§ GIVEN DATA:

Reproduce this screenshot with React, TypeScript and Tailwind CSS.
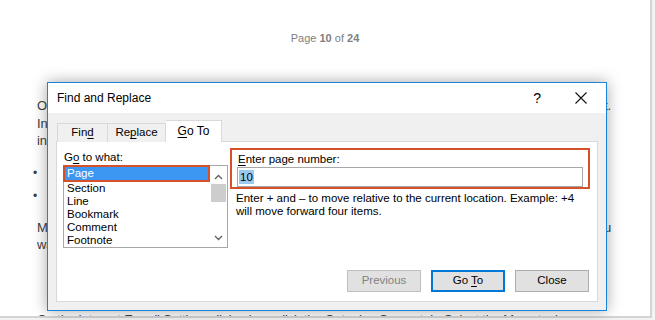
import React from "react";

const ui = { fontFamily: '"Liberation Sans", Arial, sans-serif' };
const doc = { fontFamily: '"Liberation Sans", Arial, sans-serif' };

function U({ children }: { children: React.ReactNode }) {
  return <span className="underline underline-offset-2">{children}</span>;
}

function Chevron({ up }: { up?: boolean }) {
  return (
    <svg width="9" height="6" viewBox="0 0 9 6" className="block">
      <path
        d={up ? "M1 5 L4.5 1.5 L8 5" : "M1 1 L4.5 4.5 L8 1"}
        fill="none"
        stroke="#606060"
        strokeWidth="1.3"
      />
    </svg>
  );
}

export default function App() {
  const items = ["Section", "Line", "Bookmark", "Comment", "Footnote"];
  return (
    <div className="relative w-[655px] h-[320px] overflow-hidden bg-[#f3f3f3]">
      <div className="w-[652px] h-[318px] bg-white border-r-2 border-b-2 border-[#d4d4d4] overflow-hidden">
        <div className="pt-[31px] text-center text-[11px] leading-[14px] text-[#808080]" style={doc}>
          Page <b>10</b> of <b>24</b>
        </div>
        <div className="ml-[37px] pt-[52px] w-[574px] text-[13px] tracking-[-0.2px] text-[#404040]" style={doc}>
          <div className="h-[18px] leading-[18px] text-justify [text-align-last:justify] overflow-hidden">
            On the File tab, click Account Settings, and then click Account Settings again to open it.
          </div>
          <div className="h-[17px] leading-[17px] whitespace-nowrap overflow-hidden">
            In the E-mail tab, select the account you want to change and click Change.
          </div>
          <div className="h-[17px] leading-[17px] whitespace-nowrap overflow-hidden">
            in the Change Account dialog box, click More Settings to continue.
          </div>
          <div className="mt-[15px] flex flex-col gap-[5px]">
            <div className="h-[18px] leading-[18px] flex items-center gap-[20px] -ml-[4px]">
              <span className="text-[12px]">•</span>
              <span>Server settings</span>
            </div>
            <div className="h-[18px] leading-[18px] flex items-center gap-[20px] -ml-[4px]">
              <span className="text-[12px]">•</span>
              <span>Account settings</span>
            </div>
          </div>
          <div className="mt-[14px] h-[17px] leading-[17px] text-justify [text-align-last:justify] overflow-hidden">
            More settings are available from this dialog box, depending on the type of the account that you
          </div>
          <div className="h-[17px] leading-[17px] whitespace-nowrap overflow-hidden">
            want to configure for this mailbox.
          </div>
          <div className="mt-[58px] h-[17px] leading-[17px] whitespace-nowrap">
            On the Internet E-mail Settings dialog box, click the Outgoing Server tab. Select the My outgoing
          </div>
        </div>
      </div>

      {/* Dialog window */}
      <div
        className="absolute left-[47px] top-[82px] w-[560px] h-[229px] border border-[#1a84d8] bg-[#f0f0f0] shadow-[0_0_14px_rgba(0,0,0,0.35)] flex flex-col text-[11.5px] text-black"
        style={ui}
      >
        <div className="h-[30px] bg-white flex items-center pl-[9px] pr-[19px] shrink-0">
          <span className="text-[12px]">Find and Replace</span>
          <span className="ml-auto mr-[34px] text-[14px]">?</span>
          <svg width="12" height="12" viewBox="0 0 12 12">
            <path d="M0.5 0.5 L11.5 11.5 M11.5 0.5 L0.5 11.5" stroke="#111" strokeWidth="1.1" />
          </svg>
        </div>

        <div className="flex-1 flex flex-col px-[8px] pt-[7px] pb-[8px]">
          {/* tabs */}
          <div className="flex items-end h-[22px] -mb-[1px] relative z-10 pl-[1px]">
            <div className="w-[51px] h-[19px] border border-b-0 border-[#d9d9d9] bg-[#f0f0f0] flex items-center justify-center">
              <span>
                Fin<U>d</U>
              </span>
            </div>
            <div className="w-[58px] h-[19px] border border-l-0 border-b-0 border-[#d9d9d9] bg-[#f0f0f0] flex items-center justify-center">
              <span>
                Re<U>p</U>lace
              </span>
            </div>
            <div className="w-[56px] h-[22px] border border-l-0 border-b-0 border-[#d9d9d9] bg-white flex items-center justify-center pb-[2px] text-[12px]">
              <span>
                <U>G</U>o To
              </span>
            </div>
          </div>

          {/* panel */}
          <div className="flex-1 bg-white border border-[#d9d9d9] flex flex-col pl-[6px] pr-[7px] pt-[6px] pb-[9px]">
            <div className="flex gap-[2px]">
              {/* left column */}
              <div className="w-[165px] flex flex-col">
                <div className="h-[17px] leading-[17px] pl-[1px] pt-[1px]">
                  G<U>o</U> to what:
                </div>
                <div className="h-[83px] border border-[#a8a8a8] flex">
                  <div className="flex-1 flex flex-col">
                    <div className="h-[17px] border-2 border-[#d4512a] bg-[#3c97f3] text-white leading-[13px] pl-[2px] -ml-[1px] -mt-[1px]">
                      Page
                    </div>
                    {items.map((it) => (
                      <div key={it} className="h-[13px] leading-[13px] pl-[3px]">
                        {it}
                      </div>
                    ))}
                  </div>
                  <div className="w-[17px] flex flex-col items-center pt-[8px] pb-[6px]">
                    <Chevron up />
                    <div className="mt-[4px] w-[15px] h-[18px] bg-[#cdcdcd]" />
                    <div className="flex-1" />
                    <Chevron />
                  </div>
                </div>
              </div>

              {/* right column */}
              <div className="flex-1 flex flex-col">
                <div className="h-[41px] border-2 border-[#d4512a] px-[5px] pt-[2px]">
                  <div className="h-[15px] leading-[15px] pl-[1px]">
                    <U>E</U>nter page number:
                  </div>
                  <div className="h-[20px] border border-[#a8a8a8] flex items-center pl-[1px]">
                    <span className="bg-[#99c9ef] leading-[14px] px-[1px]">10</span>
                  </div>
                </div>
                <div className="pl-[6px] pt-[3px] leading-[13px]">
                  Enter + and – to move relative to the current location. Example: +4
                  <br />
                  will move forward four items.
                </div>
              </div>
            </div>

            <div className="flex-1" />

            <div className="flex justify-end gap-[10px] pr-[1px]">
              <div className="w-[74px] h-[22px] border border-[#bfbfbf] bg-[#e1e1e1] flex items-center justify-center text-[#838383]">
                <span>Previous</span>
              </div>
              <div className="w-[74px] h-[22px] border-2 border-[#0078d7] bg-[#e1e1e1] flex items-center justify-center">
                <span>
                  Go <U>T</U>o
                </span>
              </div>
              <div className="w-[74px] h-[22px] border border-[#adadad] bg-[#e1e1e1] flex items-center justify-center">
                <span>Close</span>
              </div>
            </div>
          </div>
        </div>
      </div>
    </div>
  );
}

§ EXERCISE AIM: Reproduce each line word for word and drop the pictures.

§ SOLUTION TO THIS EXERCISE:
Reproduce this screenshot with React, TypeScript and Tailwind CSS.
import React from "react";

const ui = { fontFamily: '"Liberation Sans", Arial, sans-serif' };
const doc = { fontFamily: '"Liberation Sans", Arial, sans-serif' };

function U({ children }: { children: React.ReactNode }) {
  return <span className="underline underline-offset-2">{children}</span>;
}

function Chevron({ up }: { up?: boolean }) {
  return (
    <svg width="9" height="6" viewBox="0 0 9 6" className="block">
      <path
        d={up ? "M1 5 L4.5 1.5 L8 5" : "M1 1 L4.5 4.5 L8 1"}
        fill="none"
        stroke="#606060"
        strokeWidth="1.3"
      />
    </svg>
  );
}

export default function App() {
  const items = ["Section", "Line", "Bookmark", "Comment", "Footnote"];
  return (
    <div className="relative w-[655px] h-[320px] overflow-hidden bg-[#f3f3f3]">
      <div className="w-[652px] h-[318px] bg-white border-r-2 border-b-2 border-[#d4d4d4] overflow-hidden">
        <div className="pt-[31px] text-center text-[11px] leading-[14px] text-[#808080]" style={doc}>
          Page <b>10</b> of <b>24</b>
        </div>
        <div className="ml-[37px] pt-[52px] w-[574px] text-[13px] tracking-[-0.2px] text-[#404040]" style={doc}>
          <div className="h-[18px] leading-[18px] text-justify [text-align-last:justify] overflow-hidden">
            On the File tab, click Account Settings, and then click Account Settings again to open it.
          </div>
          <div className="h-[17px] leading-[17px] whitespace-nowrap overflow-hidden">
            In the E-mail tab, select the account you want to change and click Change.
          </div>
          <div className="h-[17px] leading-[17px] whitespace-nowrap overflow-hidden">
            in the Change Account dialog box, click More Settings to continue.
          </div>
          <div className="mt-[15px] flex flex-col gap-[5px]">
            <div className="h-[18px] leading-[18px] flex items-center gap-[20px] -ml-[4px]">
              <span className="text-[12px]">•</span>
              <span>Server settings</span>
            </div>
            <div className="h-[18px] leading-[18px] flex items-center gap-[20px] -ml-[4px]">
              <span className="text-[12px]">•</span>
              <span>Account settings</span>
            </div>
          </div>
          <div className="mt-[14px] h-[17px] leading-[17px] text-justify [text-align-last:justify] overflow-hidden">
            More settings are available from this dialog box, depending on the type of the account that you
          </div>
          <div className="h-[17px] leading-[17px] whitespace-nowrap overflow-hidden">
            want to configure for this mailbox.
          </div>
          <div className="mt-[58px] h-[17px] leading-[17px] whitespace-nowrap">
            On the Internet E-mail Settings dialog box, click the Outgoing Server tab. Select the My outgoing
          </div>
        </div>
      </div>

      {/* Dialog window */}
      <div
        className="absolute left-[47px] top-[82px] w-[560px] h-[229px] border border-[#1a84d8] bg-[#f0f0f0] shadow-[0_0_14px_rgba(0,0,0,0.35)] flex flex-col text-[11.5px] text-black"
        style={ui}
      >
        <div className="h-[30px] bg-white flex items-center pl-[9px] pr-[19px] shrink-0">
          <span className="text-[12px]">Find and Replace</span>
          <span className="ml-auto mr-[34px] text-[14px]">?</span>
          <svg width="12" height="12" viewBox="0 0 12 12">
            <path d="M0.5 0.5 L11.5 11.5 M11.5 0.5 L0.5 11.5" stroke="#111" strokeWidth="1.1" />
          </svg>
        </div>

        <div className="flex-1 flex flex-col px-[8px] pt-[7px] pb-[8px]">
          {/* tabs */}
          <div className="flex items-end h-[22px] -mb-[1px] relative z-10 pl-[1px]">
            <div className="w-[51px] h-[19px] border border-b-0 border-[#d9d9d9] bg-[#f0f0f0] flex items-center justify-center">
              <span>
                Fin<U>d</U>
              </span>
            </div>
            <div className="w-[58px] h-[19px] border border-l-0 border-b-0 border-[#d9d9d9] bg-[#f0f0f0] flex items-center justify-center">
              <span>
                Re<U>p</U>lace
              </span>
            </div>
            <div className="w-[56px] h-[22px] border border-l-0 border-b-0 border-[#d9d9d9] bg-white flex items-center justify-center pb-[2px] text-[12px]">
              <span>
                <U>G</U>o To
              </span>
            </div>
          </div>

          {/* panel */}
          <div className="flex-1 bg-white border border-[#d9d9d9] flex flex-col pl-[6px] pr-[7px] pt-[6px] pb-[9px]">
            <div className="flex gap-[2px]">
              {/* left column */}
              <div className="w-[165px] flex flex-col">
                <div className="h-[17px] leading-[17px] pl-[1px] pt-[1px]">
                  G<U>o</U> to what:
                </div>
                <div className="h-[83px] border border-[#a8a8a8] flex">
                  <div className="flex-1 flex flex-col">
                    <div className="h-[17px] border-2 border-[#d4512a] bg-[#3c97f3] text-white leading-[13px] pl-[2px] -ml-[1px] -mt-[1px]">
                      Page
                    </div>
                    {items.map((it) => (
                      <div key={it} className="h-[13px] leading-[13px] pl-[3px]">
                        {it}
                      </div>
                    ))}
                  </div>
                  <div className="w-[17px] flex flex-col items-center pt-[8px] pb-[6px]">
                    <Chevron up />
                    <div className="mt-[4px] w-[15px] h-[18px] bg-[#cdcdcd]" />
                    <div className="flex-1" />
                    <Chevron />
                  </div>
                </div>
              </div>

              {/* right column */}
              <div className="flex-1 flex flex-col">
                <div className="h-[41px] border-2 border-[#d4512a] px-[5px] pt-[2px]">
                  <div className="h-[15px] leading-[15px] pl-[1px]">
                    <U>E</U>nter page number:
                  </div>
                  <div className="h-[20px] border border-[#a8a8a8] flex items-center pl-[1px]">
                    <span className="bg-[#99c9ef] leading-[14px] px-[1px]">10</span>
                  </div>
                </div>
                <div className="pl-[6px] pt-[3px] leading-[13px]">
                  Enter + and – to move relative to the current location. Example: +4
                  <br />
                  will move forward four items.
                </div>
              </div>
            </div>

            <div className="flex-1" />

            <div className="flex justify-end gap-[10px] pr-[1px]">
              <div className="w-[74px] h-[22px] border border-[#bfbfbf] bg-[#e1e1e1] flex items-center justify-center text-[#838383]">
                <span>Previous</span>
              </div>
              <div className="w-[74px] h-[22px] border-2 border-[#0078d7] bg-[#e1e1e1] flex items-center justify-center">
                <span>
                  Go <U>T</U>o
                </span>
              </div>
              <div className="w-[74px] h-[22px] border border-[#adadad] bg-[#e1e1e1] flex items-center justify-center">
                <span>Close</span>
              </div>
            </div>
          </div>
        </div>
      </div>
    </div>
  );
}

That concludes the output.